ESPP participation is voluntary, and most qualified plans let you withdraw during an offering period. If you pull out before the purchase date, the company refunds your accumulated payroll deductions in full. You don’t get to buy shares at the discount for a partial period, and there are no tax consequences from the withdrawal since no stock changed hands.
Most plans also let you decrease your contribution percentage during an offering period, though increasing it mid-period or re-enrolling after a withdrawal typically requires waiting for the next enrollment window. The specifics depend on your employer’s plan document. If you’re considering withdrawing because the stock has dropped, keep in mind that the look-back provision may still deliver a meaningful discount off the original, higher offering-period price. Walking away forfeits that built-in advantage.

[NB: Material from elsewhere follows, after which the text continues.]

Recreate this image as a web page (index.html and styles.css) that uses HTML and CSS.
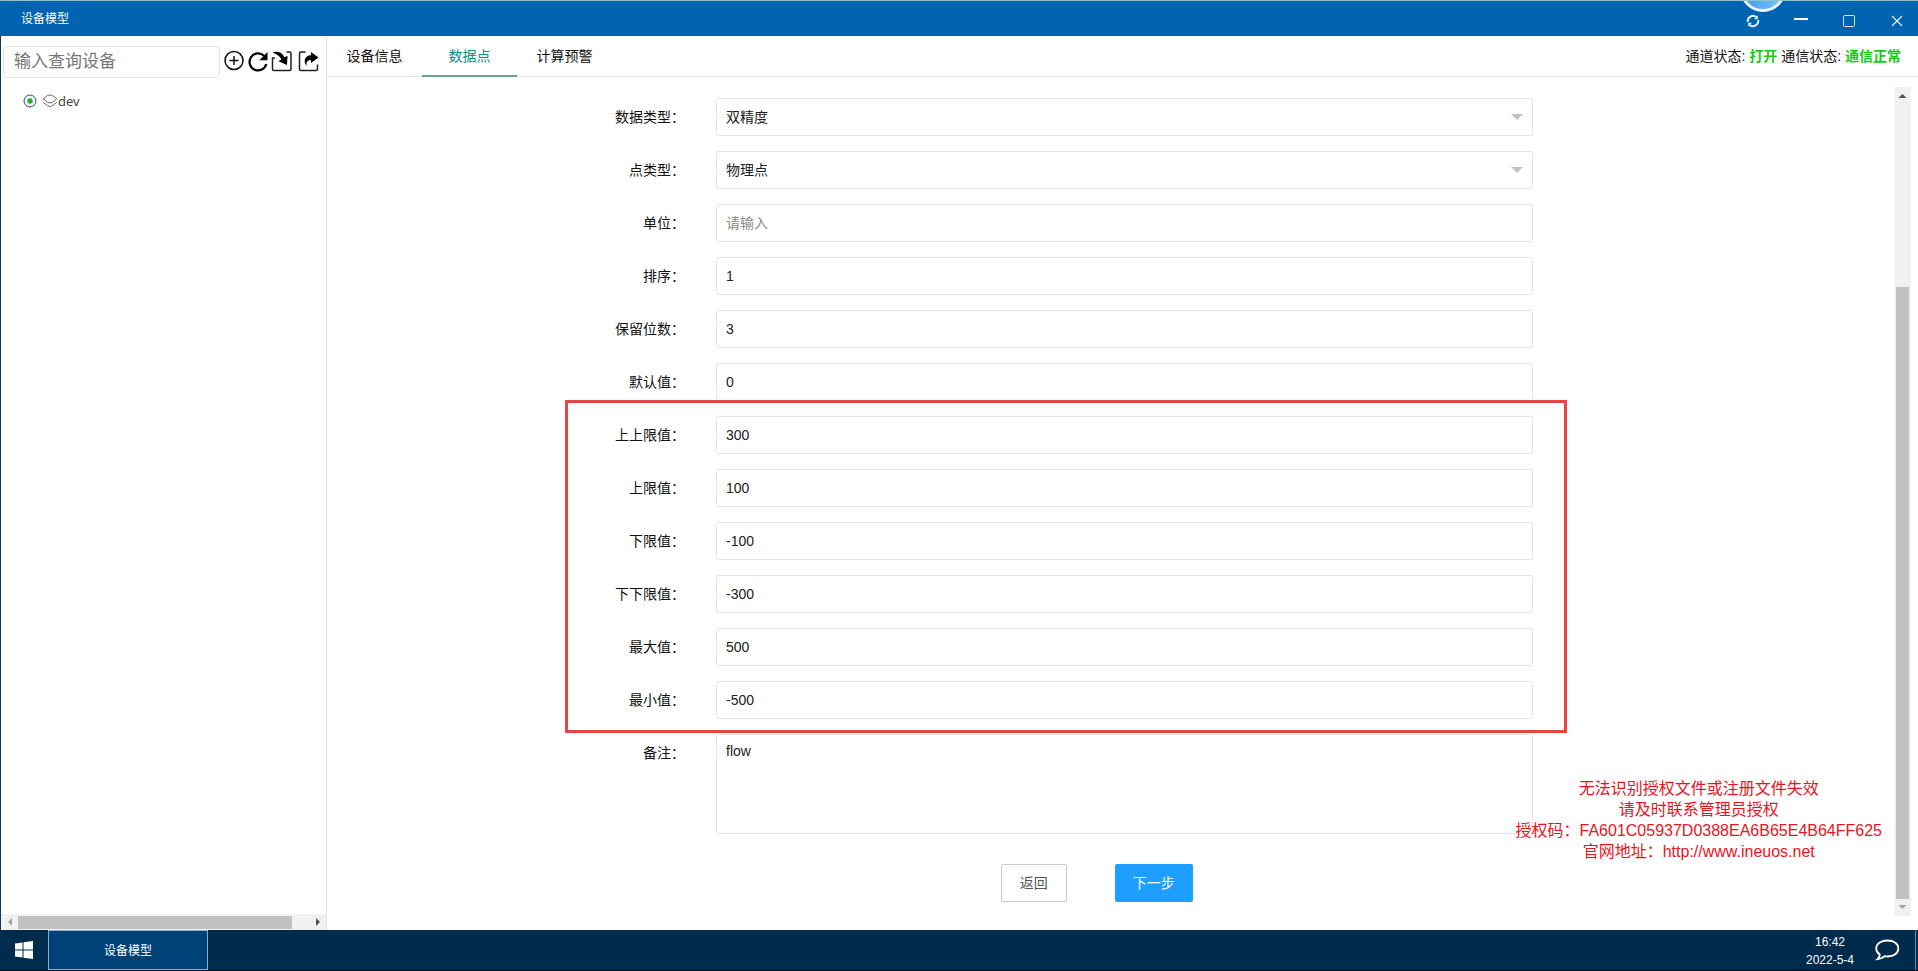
FILE: index.html
```html
<!DOCTYPE html>
<html lang="zh-CN">
<head>
<meta charset="utf-8">
<title>设备模型</title>
<link rel="stylesheet" href="styles.css">
</head>
<body>
<div class="desktop">
  <header class="titlebar">
    <h1 class="title">设备模型</h1>
    <div class="window-buttons">
      <button class="win-btn" aria-label="刷新"><svg width="14" height="14" viewBox="0 0 14 14"><g fill="none" stroke="#e6f1fa" stroke-width="2"><path d="M1.900 8A5.200 5.200 0 0 1 10.300 3"/><path d="M12.100 6A5.200 5.200 0 0 1 3.700 11"/></g><path d="M11.800 1.200V5.200H8zM2.200 12.800V8.800H6z" fill="#e6f1fa"/></svg></button>
      <button class="win-btn" aria-label="最小化"><svg width="14" height="14" viewBox="0 0 14 14"><path d="M0 5h14" stroke="#fff" stroke-width="2"/></svg></button>
      <button class="win-btn" aria-label="最大化"><svg width="14" height="14" viewBox="0 0 14 14"><rect x="1.500" y="1.500" width="11" height="11" rx="1" fill="none" stroke="#d5e6f5"/></svg></button>
      <button class="win-btn" aria-label="关闭"><svg width="14" height="14" viewBox="0 0 14 14"><path d="M2 2l10 10M12 2L2 12" stroke="#e6f1fa" stroke-width="1.200"/></svg></button>
    </div>
    <span class="bubble"></span>
  </header>

  <div class="window">
    <aside class="sidebar">
      <div class="search">
        <input class="search-input" type="text" placeholder="输入查询设备" aria-label="输入查询设备">
        <div class="tools">
          <button class="tool" aria-label="添加"><svg width="22" height="22" viewBox="0 0 22 22"><g fill="none" stroke="#111" stroke-width="1.500"><circle cx="11" cy="10.500" r="9"/><path d="M11 6v9M6.500 10.500h9"/></g></svg></button>
          <button class="tool" aria-label="刷新"><svg width="22" height="22" viewBox="0 0 22 22"><path d="M17 5.800A8.500 8.500 0 1 0 19.300 14" fill="none" stroke="#000" stroke-width="2.200"/><path d="M20.500 2v8.200h-8.200z"/></svg></button>
          <button class="tool" aria-label="导入"><svg width="22" height="22" viewBox="0 0 22 22"><path d="M4 8H1.500V19Q1.500 20.500 3 20.500H18.500Q20 20.500 20 19V3.500Q20 2 18.500 2H15.500" fill="none" stroke="#222" stroke-width="1.500"/><path d="M1.500 2.500C6 .8 11 2.200 13.500 7.200L16.500 5.800L16 15L7.500 11.200L10.500 9.300C8.500 6 5.500 3.800 1.500 2.500Z"/></svg></button>
          <button class="tool tool-last" aria-label="导出"><svg width="22" height="22" viewBox="0 0 22 22"><path d="M7.500 2H3Q1.500 2 1.500 3.500V19Q1.500 20.500 3 20.500H18Q19.500 20.500 19.500 19V14.500" fill="none" stroke="#222" stroke-width="1.500"/><path d="M13 2L20.500 7.500L13 13V10C9.500 10 8 12 8.500 16C4.800 11 7 5.500 13 5Z"/></svg></button>
        </div>
      </div>
      <div class="tree">
        <svg width="14" height="14" viewBox="0 0 14 14"><circle cx="7" cy="7" r="6" fill="#eef4fa" stroke="#2d4f72"/><circle cx="7" cy="7" r="2.700" fill="#2fae2f"/></svg>
        <a class="node" href="#"><svg width="16" height="14" viewBox="0 0 16 14"><g fill="none" stroke="#666"><path d="M1.200 4.800L5.500 1.500Q8 .3 10.500 1.500L14.800 4.800L10.500 8.300Q8 9.800 5.500 8.300Z"/><path d="M1.200 8.300L5.500 11.700Q8 13.300 10.500 11.700L14.800 8.300"/></g></svg>dev</a>
      </div>
      <div class="hscroll">
        <svg width="17" height="16" viewBox="0 0 17 16"><path d="M11 4v8L7 8z" fill="#a3a3a3"/></svg>
        <span class="htrack"><span class="hthumb"></span></span>
        <svg width="17" height="16" viewBox="0 0 17 16"><path d="M7 4v8l4-4z" fill="#505050"/></svg>
      </div>
    </aside>

    <main class="content">
      <nav class="tabs">
        <button class="tab">设备信息</button>
        <button class="tab tab-active">数据点</button>
        <button class="tab">计算预警</button>
        <p class="status">通道状态: <b>打开</b> 通信状态: <b>通信正常</b></p>
      </nav>
      <div class="body">
        <form class="form">
          <div class="row"><label for="dtype">数据类型：</label><div class="select"><select class="field" id="dtype"><option>双精度</option></select></div></div>
          <div class="row"><label for="ptype">点类型：</label><div class="select"><select class="field" id="ptype"><option>物理点</option></select></div></div>
          <div class="row"><label for="unit">单位：</label><input class="field" id="unit" type="text" placeholder="请输入"></div>
          <div class="row"><label for="sort">排序：</label><input class="field" id="sort" type="text" value="1"></div>
          <div class="row"><label for="digits">保留位数：</label><input class="field" id="digits" type="text" value="3"></div>
          <div class="row"><label for="default">默认值：</label><input class="field" id="default" type="text" value="0"></div>
          <div class="limits">
            <div class="row"><label for="hh">上上限值：</label><input class="field" id="hh" type="text" value="300"></div>
            <div class="row"><label for="h">上限值：</label><input class="field" id="h" type="text" value="100"></div>
            <div class="row"><label for="l">下限值：</label><input class="field" id="l" type="text" value="-100"></div>
            <div class="row"><label for="ll">下下限值：</label><input class="field" id="ll" type="text" value="-300"></div>
            <div class="row"><label for="max">最大值：</label><input class="field" id="max" type="text" value="500"></div>
            <div class="row"><label for="min">最小值：</label><input class="field" id="min" type="text" value="-500"></div>
            <span class="frame"></span>
          </div>
          <div class="row"><label for="note">备注：</label><textarea class="field note" id="note">flow</textarea></div>
          <div class="actions">
            <button class="btn" type="button">返回</button>
            <button class="btn btn-primary" type="button">下一步</button>
          </div>
        </form>
        <div class="vscroll">
          <svg width="17" height="17" viewBox="0 0 17 17"><path d="M4.500 11h8l-4-4z" fill="#505050"/></svg>
          <span class="vtrack"><span class="vthumb"></span></span>
          <svg width="17" height="17" viewBox="0 0 17 17"><path d="M4.500 6h8l-4 4z" fill="#a3a3a3"/></svg>
        </div>
      </div>
    </main>
  </div>

  <div class="license">
    <p>无法识别授权文件或注册文件失效</p>
    <p>请及时联系管理员授权</p>
    <p>授权码：FA601C05937D0388EA6B65E4B64FF625</p>
    <p>官网地址：http://www.ineuos.net</p>
  </div>

  <footer class="taskbar">
    <button class="start" aria-label="开始"><svg width="18" height="18" viewBox="0 0 18 18" fill="#fff"><path d="M0 2.600L7.500 1.500V8.500H0zM8.500 1.300L18 0V8.500H8.500zM0 9.500H7.500V16.500L0 15.400zM8.500 9.500H18V18L8.500 16.700z"/></svg></button>
    <button class="task">设备模型</button>
    <div class="clock"><span>16:42</span><span>2022-5-4</span></div>
    <button class="chat" aria-label="消息"><svg width="26" height="24" viewBox="0 0 26 24"><path d="M13.500 2.500C20 2.500 24.300 5.800 24.300 10.500S20 18.500 13.500 18.500Q12 18.500 10.500 18.200Q7.500 20.800 3.500 21.200Q5.800 19 5.800 16.600Q2.200 14.200 2.200 10.500C2.200 5.800 7 2.500 13.500 2.500Z" fill="none" stroke="#fff" stroke-width="1.800"/></svg></button>
    <span class="peek"></span>
  </footer>
</div>
</body>
</html>
```
FILE: styles.css
```css
* { box-sizing: border-box; }
body, h1, p { margin: 0; }
body {
  font: 14px/20px "Liberation Sans", "Noto Sans CJK SC", sans-serif;
  color: #222;
  background: #fff;
}
button { font: inherit; border: 0; padding: 0; background: none; cursor: pointer; }
svg { display: block; flex: none; }

.desktop {
  position: relative;
  display: flex;
  flex-direction: column;
  min-height: 100vh;
}

.titlebar {
  position: relative;
  overflow: hidden;
  display: flex;
  justify-content: space-between;
  align-items: center;
  height: 36px;
  padding: 0 14px 0 21px;
  border-top: 1px solid #8fc4cf;
  background: #0063b1;
  color: #fff;
}
.title { font-size: 12px; font-weight: 400; }
.window-buttons { display: flex; gap: 34px; padding-top: 4px; }
.bubble {
  position: absolute;
  right: 132px;
  bottom: 24px;
  width: 46px;
  height: 46px;
  border: 3px solid #eaf5ff;
  border-radius: 50%;
  background: linear-gradient(100deg, #3c92ec, #7cc6fb);
}

.window {
  flex: 1;
  display: flex;
  border-left: 1px solid #0b3a55;
}
.sidebar {
  display: flex;
  flex-direction: column;
  width: 326px;
  border-right: 1px solid #e2e2e2;
}
.search { display: flex; padding: 10px 0 0 2px; }
.search-input {
  width: 217px;
  height: 32px;
  padding: 0 10px;
  border: 1px solid #e2e2e2;
  border-radius: 4px;
  font: 17px "Liberation Sans", "Noto Sans CJK SC", sans-serif;
}
.search-input::placeholder { color: #757575; opacity: 1; }
.tools { display: flex; gap: 2px; padding: 4px 0 0 3px; }
.tool { height: 22px; }
.tool-last { margin-left: 3px; }
.tree {
  flex: 1;
  display: flex;
  align-items: flex-start;
  gap: 5px;
  padding: 15px 22px;
}
.tree > svg { margin-top: 1px; }
.node {
  display: flex;
  align-items: center;
  height: 16px;
  font: 13px/16px "Noto Sans", sans-serif;
  color: #444;
  text-decoration: none;
}
.hscroll { display: flex; height: 16px; background: #f1f1f1; }
.htrack { flex: 1; padding: 2px 0 1px; }
.hthumb { display: block; width: 94%; height: 13px; background: #c1c1c1; }

.content { flex: 1; display: flex; flex-direction: column; }
.tabs {
  display: flex;
  height: 41px;
  border-bottom: 1px solid #e2e2e2;
}
.tab { width: 95px; height: 41px; padding-bottom: 2px; color: #111; }
.tab-active { color: #009688; border-bottom: 2px solid #6aa583; padding-bottom: 0; }
.status { margin-left: auto; padding: 10px 17px 0 0; color: #111; }
.status b { color: #10d010; }

.body { flex: 1; display: flex; padding: 10px 7px 14px 0; }
.form { flex: 1; padding-top: 11px; }
.row {
  display: grid;
  grid-template-columns: 358fr 817fr 330fr;
  column-gap: 31px;
  margin-bottom: 15px;
}
.row label { padding-top: 9px; text-align: right; color: #111; }
.field {
  display: block;
  width: 100%;
  height: 38px;
  padding: 0 9px;
  border: 1px solid #e6e6e6;
  border-radius: 2px;
  background: #fff;
  color: #222;
  font: 14px/20px "Liberation Sans", "Noto Sans CJK SC", sans-serif;
}
.field::placeholder { color: #8a8a8a; opacity: 1; }
select.field { appearance: none; }
.note { height: 100px; padding: 6px 9px; resize: none; }
.select { position: relative; }
.select::after {
  content: "";
  position: absolute;
  top: 16px;
  right: 10px;
  border: 6px solid transparent;
  border-top-color: #c2c2c2;
  border-bottom: 0;
}
.limits { position: relative; }
.frame {
  position: absolute;
  top: -16px;
  bottom: -14px;
  left: 238px;
  right: 328px;
  left: 15.2%;
  right: 20.9%;
  border: 3px solid #e64545;
  pointer-events: none;
}
.actions {
  display: flex;
  gap: 48px;
  padding: 15px 0 0 43%;
}
.btn {
  height: 38px;
  padding: 0 18px;
  border: 1px solid #c9c9c9;
  border-radius: 2px;
  background: #fff;
  color: #555;
}
.btn-primary { border: 0; background: #1e9fff; color: #fff; }

.vscroll {
  display: flex;
  flex-direction: column;
  width: 17px;
  background: #f1f1f1;
}
.vtrack { flex: 1; display: flex; flex-direction: column; justify-content: flex-end; padding: 0 2px; }
.vthumb { height: 77%; background: #c1c1c1; }

.license {
  position: absolute;
  right: 36px;
  bottom: 109px;
  font-size: 16px;
  line-height: 21px;
  text-align: center;
  color: #e8141c;
}

.taskbar {
  display: flex;
  align-items: center;
  height: 41px;
  border-bottom: 1px solid #020a14;
  background: #002b4d;
  color: #fff;
}
.start { display: flex; justify-content: center; width: 48px; }
.task {
  width: 160px;
  height: 40px;
  padding-top: 2px;
  border: 1px solid #8fb0cc;
  background: #004178;
  color: #fff;
  font-size: 12px;
}
.clock {
  display: flex;
  flex-direction: column;
  align-items: center;
  margin-left: auto;
  padding-top: 2px;
  font-size: 12px;
  line-height: 18px;
}
.chat { margin: 0 15px 0 20px; }
.peek { width: 3px; height: 40px; border-left: 1px solid #6d879d; }
```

If you sell ESPP shares at a loss and your payroll deductions buy new shares of the same stock within 30 days, you may have triggered a wash sale. The IRS wash sale rule disallows a loss deduction when you sell a security at a loss and acquire a substantially identical security within a 61-day window (30 days before or after the sale).7Fidelity. Wash-Sale Rules An automatic ESPP purchase counts as an acquisition of the same stock.
The loss isn’t permanently gone. It gets added to the cost basis of the newly purchased shares, which reduces your taxable gain when you eventually sell those shares. But if you were counting on harvesting that loss to offset other gains this year, the timing could cost you. Participants who sell ESPP shares at a loss should check the next scheduled purchase date and either time the sale to fall outside the 30-day window or accept that the loss will be deferred.
High earners face an additional 3.8 percent Net Investment Income Tax on capital gains from ESPP share sales. The tax applies to the lesser of your net investment income or the amount by which your modified adjusted gross income exceeds $200,000 for single filers or $250,000 for married couples filing jointly.8Internal Revenue Service. Net Investment Income Tax Those thresholds are not indexed for inflation, so they catch more people every year. Combined with the 20 percent top long-term capital gains rate and state income taxes, the effective rate on ESPP gains for high earners can approach 30 percent or more depending on where you live. Factor this into your decision about whether to hold for a qualifying disposition or sell early and accept the disqualifying disposition tax hit.